THE LADIES OF MISSALONGHI

By

Pub Date: April 1st, 1987
Publisher: Harper & Row

McCullough's Thorn Birds glory has levitated some recent duds (e.g., A Creed for the Third Millennium, 1985), and possibly that may be the case with this stiflingly coy little Cinderella fable (with a supernatural fillip) about how a meek, exploited ""spinster"" comes into her considerable own in a small pre-WW I Australian town.
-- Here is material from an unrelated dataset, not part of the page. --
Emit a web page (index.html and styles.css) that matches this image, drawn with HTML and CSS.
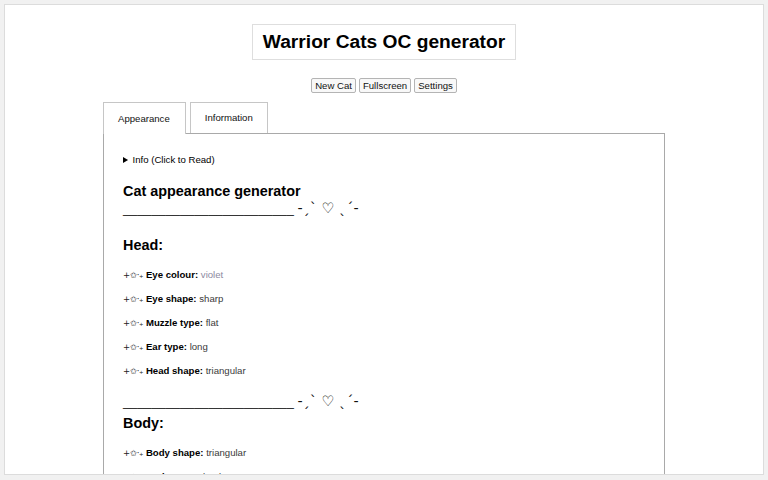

Thirty-three-year-old Missy, inconspicuous, flat of face and figure, lived in genteel poverty (in the house called ""Missalonghi"") with mother and aunt, who, like all over-the-hill women without males, were of no consequence to the large, wealthy Hurlingford family who owned the town of Byron (founded by Missy's great-grandfather Hurlingford after reading Childe Harold). The one kindly, quite beautiful and lively Hurlingford in Missy's experience is Una, new assistant at the library. It's Una who fires Missy's imagination with romance novels, and focuses the same on the stranger in town, rugged John Smith, who's secretly bought land in a lovely valley the Hurlingfords had forgotten. And if it hadn't been for Una, who knows if Missy would have had the courage to take revenge on snooty, patronizing cousin Amilia by delivering a dress decorated in manure? Needless to say, Missy routes the greedy, cruel Hurlingfords, acquires love and status, and raises from their hard times the lone ladies of Missalonghi. Paltry but harmless, and count on the name and heavy exposure.